1. Only those in a true church have the counsel of God and the doctrine of Christ according to Lk 7:29-30; Col 2:11-12; 2Jn 9-11. Explain these passages.

2. Israel in Egypt was a believing, worshiping, and God-fearing covenant people. Give scriptural examples as proof that this is true.

3. After Joseph died, Israel was subjected to terrible slavery. To whom did Israel cry out for help? How did God acknowledge their cries for mercy? How does this prove they were true believers in God?

4. How did the midwives treat the Israelite women in birth? What was their attitude toward God? How did God reward them?

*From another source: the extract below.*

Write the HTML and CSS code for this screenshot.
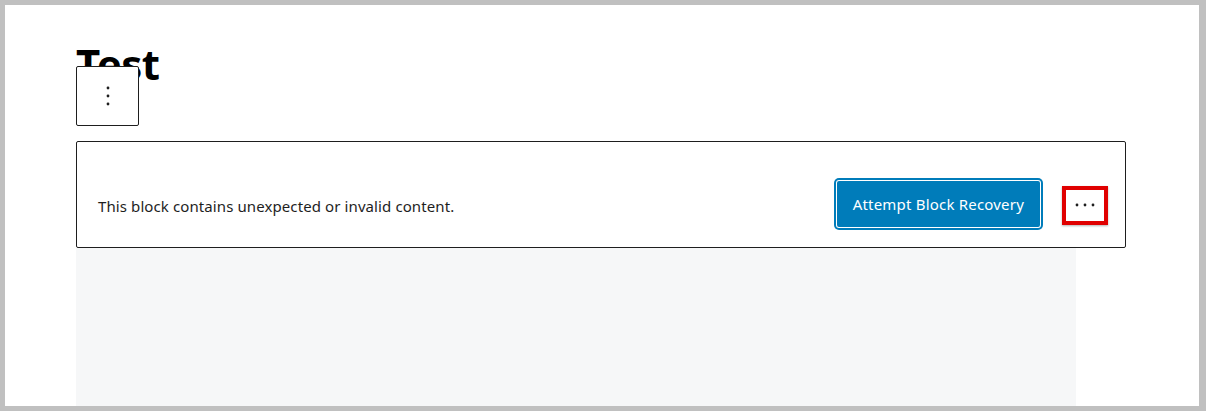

5. See how Job complained in Job 3. Did the Israelites disbelieve and complain in the beginning of Moses' leadership? What was their usual response, and their response as they left Egypt?

6. Israel kept the Passover and crossed the Red Sea "by faith," Ex 12 and Heb 11:28-29. Define how they did this – both complaint and joy.

7. How did God treat Israel after they left Egypt? Could God have provided an easy life for them without problems? Did God do so? Why did God make it hard on them? See Heb 5:8-9; 12:1-11.

8. The Israelites rebelled against Moses and against God, and God sent fiery serpents to bite them and cause them to die in large numbers. Describe a few other places in the Bible where saved covenant people rebelled or sinned against God and were punished severely.

9. Israel was God's called, elect, covenant (last will and testament) nation, Rom 11. Can God's called, elect people fail to make their calling and election sure? See Rom 11 and 2Pe 1:1-10 and Explain.

10. What relationship does 1Co 10:1-12 have with 1Co 9:27? Define Paul's fear for the Corinthian church members.

11. The word "all" is used five times in 1Co 10:1-4. Define why these verses are addressed to proper covenant, church members.

12. Did the fiery serpents in the wilderness bite only unsaved unbelievers? Did they bite any true, but rebellious believers? Explain.